### Stated problem
Gather all lines in the data that hold the string "React".

### Supplied records
* BEGIN *

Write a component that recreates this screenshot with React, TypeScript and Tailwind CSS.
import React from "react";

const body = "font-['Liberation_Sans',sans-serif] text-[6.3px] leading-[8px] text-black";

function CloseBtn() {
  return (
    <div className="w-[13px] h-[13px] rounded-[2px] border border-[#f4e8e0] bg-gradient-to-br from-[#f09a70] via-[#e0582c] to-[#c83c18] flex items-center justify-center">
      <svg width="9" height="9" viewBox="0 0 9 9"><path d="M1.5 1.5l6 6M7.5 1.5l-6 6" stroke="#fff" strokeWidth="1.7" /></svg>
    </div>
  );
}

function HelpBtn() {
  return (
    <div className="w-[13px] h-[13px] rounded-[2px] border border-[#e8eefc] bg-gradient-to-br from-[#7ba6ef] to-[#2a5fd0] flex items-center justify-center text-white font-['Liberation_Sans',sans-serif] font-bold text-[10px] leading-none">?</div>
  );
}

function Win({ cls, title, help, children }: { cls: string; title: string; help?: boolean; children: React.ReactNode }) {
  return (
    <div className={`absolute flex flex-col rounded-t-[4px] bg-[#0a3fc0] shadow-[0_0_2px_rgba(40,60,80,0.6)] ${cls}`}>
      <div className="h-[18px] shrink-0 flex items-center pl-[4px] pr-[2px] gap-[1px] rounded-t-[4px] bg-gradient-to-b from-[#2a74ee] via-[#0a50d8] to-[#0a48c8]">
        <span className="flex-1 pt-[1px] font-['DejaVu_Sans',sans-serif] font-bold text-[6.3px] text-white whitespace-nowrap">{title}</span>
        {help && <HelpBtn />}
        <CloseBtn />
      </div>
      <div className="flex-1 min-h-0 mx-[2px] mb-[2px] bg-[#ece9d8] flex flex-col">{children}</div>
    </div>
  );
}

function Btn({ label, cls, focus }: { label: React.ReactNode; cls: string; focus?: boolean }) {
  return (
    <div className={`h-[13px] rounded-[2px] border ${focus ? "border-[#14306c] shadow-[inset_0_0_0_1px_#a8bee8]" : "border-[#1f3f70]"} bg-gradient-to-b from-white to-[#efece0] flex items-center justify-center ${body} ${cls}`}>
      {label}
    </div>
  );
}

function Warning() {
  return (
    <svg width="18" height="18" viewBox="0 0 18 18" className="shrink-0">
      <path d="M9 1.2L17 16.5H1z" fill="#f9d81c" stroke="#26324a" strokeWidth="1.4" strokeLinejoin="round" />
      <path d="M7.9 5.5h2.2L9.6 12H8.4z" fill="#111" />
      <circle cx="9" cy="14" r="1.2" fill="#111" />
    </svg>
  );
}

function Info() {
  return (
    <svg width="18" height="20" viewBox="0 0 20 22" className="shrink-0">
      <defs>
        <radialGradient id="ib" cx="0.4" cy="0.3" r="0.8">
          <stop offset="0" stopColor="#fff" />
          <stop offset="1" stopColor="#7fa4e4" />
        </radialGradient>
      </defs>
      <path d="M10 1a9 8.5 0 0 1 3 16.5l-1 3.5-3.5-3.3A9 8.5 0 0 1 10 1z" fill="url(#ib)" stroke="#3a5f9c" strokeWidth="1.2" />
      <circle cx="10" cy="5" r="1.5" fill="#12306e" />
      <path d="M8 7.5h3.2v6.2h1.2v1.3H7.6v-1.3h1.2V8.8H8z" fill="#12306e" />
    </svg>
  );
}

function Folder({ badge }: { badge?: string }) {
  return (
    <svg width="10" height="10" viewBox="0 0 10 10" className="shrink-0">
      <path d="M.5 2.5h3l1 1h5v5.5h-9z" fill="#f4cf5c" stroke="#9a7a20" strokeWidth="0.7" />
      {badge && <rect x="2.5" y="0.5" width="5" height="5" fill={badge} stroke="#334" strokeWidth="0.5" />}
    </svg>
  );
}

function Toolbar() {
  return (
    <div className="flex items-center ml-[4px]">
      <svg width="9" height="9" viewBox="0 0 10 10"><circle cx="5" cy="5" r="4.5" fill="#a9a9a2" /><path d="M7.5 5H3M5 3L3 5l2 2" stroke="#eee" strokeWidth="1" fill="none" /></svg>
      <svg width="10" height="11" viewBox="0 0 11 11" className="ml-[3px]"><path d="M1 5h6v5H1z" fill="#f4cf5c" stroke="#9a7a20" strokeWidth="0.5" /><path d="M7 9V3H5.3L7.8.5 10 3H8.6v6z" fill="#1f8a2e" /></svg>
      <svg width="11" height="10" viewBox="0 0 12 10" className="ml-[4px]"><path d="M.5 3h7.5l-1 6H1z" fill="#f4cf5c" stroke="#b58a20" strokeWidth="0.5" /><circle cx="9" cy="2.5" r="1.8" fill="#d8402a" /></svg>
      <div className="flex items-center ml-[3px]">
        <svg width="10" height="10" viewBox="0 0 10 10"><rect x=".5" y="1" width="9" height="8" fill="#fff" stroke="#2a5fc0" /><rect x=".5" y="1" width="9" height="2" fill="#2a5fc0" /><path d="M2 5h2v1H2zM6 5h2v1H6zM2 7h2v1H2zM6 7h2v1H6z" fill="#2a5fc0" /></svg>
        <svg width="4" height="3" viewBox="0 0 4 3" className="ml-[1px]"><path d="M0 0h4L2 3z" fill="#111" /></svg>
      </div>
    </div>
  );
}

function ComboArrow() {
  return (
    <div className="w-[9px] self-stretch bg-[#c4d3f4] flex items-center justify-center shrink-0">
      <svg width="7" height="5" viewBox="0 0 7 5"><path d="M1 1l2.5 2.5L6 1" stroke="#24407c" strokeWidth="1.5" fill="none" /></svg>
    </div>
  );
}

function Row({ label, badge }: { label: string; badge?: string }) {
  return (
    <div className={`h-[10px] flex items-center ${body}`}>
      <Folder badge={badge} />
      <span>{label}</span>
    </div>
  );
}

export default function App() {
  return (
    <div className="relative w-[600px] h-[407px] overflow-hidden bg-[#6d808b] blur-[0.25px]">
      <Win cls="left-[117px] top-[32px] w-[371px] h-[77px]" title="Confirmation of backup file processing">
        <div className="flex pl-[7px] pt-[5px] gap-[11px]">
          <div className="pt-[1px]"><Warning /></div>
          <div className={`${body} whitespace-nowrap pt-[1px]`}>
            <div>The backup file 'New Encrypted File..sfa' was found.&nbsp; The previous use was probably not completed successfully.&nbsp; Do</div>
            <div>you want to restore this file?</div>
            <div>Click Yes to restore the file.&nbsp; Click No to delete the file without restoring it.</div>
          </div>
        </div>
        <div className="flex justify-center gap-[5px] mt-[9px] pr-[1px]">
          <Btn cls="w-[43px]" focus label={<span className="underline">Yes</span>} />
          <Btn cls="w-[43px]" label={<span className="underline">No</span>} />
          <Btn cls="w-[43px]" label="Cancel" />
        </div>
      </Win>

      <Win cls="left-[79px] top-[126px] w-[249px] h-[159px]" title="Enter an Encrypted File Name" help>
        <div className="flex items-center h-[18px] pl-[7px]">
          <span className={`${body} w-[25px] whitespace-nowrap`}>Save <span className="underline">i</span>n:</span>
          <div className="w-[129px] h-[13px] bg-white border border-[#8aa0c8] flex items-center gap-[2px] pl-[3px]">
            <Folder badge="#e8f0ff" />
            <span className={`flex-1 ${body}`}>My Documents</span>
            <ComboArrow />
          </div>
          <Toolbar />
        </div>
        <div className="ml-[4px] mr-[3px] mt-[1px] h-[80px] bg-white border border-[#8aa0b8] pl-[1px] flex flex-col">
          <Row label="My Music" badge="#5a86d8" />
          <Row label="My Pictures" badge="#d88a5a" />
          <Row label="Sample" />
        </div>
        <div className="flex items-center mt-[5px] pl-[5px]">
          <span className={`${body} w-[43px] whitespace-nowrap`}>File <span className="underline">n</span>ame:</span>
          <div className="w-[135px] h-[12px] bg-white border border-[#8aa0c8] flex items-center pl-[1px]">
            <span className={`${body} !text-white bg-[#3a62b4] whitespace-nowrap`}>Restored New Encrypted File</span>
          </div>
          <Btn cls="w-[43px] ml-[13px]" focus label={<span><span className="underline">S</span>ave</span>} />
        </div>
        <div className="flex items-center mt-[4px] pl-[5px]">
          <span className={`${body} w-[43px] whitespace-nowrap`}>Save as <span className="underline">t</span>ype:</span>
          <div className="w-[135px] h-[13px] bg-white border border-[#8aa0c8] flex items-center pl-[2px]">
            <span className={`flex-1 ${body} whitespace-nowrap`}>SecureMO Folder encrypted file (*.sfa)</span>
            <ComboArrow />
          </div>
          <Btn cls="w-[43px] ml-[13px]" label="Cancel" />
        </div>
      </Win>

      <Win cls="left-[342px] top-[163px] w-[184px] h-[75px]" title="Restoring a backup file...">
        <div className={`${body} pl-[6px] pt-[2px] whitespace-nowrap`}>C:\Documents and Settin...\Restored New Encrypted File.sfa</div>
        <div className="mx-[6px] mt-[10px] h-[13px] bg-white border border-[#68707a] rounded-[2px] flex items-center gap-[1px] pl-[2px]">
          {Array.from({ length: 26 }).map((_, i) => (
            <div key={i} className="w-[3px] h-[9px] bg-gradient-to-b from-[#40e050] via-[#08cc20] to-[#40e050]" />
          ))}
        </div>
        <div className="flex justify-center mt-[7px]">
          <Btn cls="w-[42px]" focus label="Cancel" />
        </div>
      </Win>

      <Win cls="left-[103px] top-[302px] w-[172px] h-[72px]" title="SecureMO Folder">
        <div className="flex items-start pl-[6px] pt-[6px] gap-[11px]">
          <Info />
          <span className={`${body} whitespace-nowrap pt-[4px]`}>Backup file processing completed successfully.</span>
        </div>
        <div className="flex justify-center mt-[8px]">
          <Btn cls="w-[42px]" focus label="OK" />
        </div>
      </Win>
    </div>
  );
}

* END *
* BEGIN *

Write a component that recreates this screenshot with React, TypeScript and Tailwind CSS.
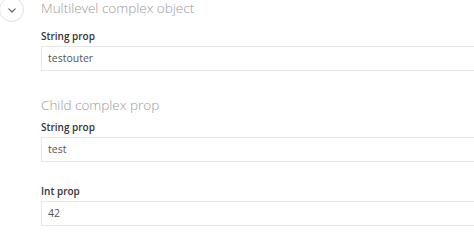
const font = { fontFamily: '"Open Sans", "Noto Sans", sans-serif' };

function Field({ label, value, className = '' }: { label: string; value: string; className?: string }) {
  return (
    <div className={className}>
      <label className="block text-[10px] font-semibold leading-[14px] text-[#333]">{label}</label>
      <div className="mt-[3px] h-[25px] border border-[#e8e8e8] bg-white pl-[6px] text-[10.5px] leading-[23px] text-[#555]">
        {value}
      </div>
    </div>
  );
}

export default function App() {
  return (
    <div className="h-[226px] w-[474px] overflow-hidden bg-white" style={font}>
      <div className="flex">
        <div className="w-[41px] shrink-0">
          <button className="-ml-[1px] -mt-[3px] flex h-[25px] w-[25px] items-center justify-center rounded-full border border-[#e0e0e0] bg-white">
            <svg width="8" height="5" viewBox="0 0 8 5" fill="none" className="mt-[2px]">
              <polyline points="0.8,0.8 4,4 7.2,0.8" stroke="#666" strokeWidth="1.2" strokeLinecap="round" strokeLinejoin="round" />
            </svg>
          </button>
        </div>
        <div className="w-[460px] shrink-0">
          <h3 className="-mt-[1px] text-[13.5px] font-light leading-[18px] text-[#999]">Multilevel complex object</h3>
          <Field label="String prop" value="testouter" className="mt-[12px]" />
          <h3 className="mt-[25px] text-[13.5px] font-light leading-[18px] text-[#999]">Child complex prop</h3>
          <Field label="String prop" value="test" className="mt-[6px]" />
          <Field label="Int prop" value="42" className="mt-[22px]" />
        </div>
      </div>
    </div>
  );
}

* END *

### Task solution
Write a component that recreates this screenshot with React, TypeScript and Tailwind CSS.
import React from "react";
function Win({ cls, title, help, children }: { cls: string; title: string; help?: boolean; children: React.ReactNode }) {
function Btn({ label, cls, focus }: { label: React.ReactNode; cls: string; focus?: boolean }) {
Write a component that recreates this screenshot with React, TypeScript and Tailwind CSS.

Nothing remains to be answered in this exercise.